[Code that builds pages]

▼

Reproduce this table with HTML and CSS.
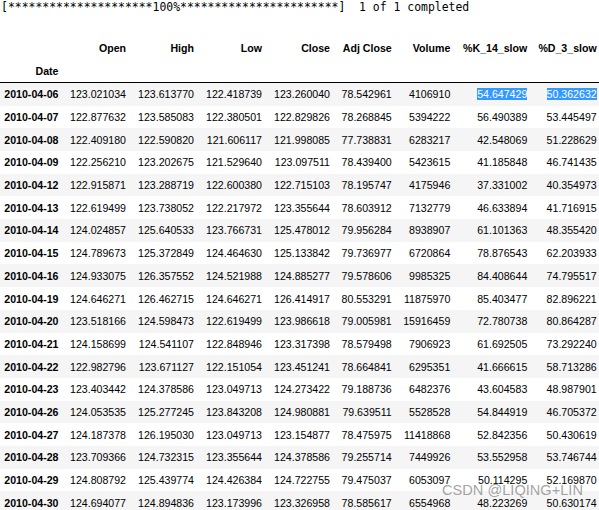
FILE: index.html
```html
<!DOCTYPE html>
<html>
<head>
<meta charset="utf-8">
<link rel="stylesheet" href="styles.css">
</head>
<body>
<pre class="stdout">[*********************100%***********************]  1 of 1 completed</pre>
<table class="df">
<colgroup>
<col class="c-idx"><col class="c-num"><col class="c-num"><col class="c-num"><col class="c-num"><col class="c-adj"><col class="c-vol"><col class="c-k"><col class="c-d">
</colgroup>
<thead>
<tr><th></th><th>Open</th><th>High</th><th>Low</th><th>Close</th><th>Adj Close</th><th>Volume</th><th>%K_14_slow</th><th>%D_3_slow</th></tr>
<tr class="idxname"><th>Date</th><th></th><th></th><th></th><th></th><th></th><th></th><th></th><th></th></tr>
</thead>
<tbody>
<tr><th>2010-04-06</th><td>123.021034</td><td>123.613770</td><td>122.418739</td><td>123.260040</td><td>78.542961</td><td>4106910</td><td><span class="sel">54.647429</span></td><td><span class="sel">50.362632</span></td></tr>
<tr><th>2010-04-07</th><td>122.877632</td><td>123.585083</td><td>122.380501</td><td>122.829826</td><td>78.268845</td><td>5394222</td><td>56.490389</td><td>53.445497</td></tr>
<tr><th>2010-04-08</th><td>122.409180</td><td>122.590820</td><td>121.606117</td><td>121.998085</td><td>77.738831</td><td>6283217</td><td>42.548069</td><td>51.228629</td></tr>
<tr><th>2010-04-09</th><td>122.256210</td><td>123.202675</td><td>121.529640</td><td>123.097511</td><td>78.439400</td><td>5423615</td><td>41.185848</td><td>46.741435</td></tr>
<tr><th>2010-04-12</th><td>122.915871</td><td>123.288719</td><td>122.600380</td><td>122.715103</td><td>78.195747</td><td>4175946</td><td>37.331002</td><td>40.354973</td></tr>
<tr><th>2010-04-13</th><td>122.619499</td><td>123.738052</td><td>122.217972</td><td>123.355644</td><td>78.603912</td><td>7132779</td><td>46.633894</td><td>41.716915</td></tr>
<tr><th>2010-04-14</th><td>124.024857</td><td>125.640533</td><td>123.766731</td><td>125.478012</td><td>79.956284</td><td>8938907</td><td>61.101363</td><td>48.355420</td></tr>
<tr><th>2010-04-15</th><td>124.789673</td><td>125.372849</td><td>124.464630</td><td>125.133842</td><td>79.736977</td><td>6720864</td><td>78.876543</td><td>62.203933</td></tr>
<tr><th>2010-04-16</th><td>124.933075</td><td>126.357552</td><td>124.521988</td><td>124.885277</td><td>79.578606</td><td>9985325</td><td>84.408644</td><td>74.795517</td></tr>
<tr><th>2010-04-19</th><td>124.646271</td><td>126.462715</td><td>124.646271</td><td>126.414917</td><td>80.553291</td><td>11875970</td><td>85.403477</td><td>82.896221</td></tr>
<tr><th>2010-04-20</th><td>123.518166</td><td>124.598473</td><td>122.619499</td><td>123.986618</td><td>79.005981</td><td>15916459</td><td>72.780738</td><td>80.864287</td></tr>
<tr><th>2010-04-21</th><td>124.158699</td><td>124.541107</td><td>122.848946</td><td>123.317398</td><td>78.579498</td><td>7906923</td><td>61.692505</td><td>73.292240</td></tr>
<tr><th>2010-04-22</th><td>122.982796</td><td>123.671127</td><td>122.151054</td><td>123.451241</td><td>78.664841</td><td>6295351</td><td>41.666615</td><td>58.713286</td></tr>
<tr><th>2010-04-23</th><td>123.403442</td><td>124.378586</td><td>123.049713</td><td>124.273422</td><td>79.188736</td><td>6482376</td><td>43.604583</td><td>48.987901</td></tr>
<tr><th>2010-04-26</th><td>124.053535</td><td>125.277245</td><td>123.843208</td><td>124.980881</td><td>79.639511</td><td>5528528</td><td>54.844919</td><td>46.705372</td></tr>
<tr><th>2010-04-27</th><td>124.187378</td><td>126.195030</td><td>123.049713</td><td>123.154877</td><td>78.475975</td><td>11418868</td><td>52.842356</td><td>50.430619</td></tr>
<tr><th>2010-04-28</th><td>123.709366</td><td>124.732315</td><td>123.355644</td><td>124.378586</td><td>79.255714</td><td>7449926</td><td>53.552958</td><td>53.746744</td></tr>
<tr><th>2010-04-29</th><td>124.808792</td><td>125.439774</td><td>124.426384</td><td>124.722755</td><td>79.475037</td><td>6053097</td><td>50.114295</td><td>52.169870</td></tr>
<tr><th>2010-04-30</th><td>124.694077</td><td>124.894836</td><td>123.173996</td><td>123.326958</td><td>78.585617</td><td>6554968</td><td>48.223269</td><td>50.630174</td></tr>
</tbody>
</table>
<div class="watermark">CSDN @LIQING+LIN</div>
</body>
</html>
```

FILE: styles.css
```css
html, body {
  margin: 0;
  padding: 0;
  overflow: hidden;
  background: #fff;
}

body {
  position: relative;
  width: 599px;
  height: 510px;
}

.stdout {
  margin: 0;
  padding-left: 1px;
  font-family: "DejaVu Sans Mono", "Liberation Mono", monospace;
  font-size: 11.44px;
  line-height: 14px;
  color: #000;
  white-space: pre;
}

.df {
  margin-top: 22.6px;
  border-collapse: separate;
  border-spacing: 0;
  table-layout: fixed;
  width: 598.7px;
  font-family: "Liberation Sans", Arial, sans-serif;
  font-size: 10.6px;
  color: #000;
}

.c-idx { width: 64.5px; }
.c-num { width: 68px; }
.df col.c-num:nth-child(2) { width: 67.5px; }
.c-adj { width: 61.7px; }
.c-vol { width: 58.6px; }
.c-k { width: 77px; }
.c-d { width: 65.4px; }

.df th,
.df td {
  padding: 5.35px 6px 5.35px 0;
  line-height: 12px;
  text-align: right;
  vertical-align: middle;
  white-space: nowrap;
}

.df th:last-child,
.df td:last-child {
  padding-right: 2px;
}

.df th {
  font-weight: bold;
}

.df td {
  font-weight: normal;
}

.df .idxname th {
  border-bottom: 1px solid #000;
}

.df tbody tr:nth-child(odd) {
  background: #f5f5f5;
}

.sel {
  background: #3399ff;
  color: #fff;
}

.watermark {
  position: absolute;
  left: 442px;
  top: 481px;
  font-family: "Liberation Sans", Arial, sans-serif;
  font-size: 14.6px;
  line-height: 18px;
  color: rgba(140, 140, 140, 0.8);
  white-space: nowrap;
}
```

▲
▼

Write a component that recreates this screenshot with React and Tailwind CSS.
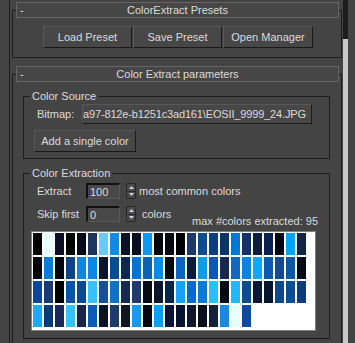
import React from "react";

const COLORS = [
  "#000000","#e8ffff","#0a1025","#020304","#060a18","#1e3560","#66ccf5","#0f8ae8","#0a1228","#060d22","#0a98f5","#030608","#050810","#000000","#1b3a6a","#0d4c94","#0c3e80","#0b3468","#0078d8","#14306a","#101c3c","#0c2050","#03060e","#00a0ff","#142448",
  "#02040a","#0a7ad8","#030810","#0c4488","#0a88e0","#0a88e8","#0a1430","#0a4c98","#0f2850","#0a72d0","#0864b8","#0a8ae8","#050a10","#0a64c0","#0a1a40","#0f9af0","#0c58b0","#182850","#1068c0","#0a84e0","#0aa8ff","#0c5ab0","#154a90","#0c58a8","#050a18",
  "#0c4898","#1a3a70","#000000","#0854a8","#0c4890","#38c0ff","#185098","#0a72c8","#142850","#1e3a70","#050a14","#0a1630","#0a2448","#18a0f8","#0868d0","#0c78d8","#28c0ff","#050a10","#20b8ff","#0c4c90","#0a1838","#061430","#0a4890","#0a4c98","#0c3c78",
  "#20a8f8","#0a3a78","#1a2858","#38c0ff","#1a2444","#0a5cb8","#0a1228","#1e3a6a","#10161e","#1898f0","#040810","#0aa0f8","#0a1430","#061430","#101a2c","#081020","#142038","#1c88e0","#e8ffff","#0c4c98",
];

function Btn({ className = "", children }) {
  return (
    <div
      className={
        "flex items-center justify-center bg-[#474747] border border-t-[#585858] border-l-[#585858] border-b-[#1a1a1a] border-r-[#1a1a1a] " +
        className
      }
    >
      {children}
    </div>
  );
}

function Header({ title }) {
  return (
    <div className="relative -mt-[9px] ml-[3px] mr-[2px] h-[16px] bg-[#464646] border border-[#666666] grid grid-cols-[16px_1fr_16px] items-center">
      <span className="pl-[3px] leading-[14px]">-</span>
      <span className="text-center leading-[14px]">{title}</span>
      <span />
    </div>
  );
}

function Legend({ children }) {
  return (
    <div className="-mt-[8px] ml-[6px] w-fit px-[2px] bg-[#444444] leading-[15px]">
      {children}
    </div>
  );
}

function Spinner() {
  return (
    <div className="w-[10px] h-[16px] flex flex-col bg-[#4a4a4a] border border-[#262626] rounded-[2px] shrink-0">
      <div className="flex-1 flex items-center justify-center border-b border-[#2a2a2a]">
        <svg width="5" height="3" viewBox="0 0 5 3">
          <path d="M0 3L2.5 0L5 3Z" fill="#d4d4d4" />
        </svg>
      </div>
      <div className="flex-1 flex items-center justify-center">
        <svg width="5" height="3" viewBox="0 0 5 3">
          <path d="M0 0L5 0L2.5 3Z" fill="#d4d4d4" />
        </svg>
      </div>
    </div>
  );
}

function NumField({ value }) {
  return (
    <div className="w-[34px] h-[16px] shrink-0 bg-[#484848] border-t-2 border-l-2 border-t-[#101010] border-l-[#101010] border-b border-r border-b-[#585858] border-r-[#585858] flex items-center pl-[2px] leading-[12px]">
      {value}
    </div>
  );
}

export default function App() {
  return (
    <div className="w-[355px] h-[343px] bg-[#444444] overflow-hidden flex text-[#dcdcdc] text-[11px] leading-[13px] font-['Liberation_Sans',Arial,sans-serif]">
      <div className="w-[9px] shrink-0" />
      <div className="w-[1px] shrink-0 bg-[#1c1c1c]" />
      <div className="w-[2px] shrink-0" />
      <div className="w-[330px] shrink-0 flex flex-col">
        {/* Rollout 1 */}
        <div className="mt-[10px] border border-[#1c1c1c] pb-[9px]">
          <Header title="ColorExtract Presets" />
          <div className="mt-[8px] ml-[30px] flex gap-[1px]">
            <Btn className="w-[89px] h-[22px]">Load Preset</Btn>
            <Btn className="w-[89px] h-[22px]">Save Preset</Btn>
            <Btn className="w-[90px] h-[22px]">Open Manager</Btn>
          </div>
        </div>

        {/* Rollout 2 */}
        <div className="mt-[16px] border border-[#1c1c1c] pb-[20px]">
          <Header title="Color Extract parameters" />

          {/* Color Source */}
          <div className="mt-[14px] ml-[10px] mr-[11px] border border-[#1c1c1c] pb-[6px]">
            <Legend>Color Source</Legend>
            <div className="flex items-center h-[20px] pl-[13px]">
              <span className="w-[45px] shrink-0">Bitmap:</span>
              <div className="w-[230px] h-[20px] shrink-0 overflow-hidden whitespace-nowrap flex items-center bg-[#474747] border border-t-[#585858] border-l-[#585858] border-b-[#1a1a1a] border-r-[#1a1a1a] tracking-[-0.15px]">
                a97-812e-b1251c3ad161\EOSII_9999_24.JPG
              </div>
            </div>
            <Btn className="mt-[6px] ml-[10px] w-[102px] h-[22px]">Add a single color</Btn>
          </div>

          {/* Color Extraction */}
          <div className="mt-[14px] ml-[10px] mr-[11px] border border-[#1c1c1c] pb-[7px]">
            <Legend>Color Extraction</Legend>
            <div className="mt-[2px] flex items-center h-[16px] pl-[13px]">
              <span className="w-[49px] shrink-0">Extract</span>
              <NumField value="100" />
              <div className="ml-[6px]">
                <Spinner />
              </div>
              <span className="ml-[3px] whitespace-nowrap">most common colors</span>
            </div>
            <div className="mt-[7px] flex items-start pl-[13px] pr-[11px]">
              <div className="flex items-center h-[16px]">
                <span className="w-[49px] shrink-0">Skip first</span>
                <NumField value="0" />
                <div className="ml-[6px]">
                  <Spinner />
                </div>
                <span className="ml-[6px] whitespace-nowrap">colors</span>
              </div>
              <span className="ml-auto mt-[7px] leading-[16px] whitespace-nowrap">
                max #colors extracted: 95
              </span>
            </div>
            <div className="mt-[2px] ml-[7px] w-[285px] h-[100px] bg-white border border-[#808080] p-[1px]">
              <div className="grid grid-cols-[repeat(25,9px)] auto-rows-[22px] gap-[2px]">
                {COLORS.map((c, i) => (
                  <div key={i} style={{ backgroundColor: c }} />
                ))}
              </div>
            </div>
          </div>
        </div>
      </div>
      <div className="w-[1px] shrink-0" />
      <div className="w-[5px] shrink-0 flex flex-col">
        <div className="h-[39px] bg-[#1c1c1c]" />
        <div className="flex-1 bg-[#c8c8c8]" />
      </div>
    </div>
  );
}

▲

Reproduce the data above exactly, but only from the line containing "Write a component" through the line containing "import React from"; skip the pictures.

Write a component that recreates this screenshot with React and Tailwind CSS.
import React from "react";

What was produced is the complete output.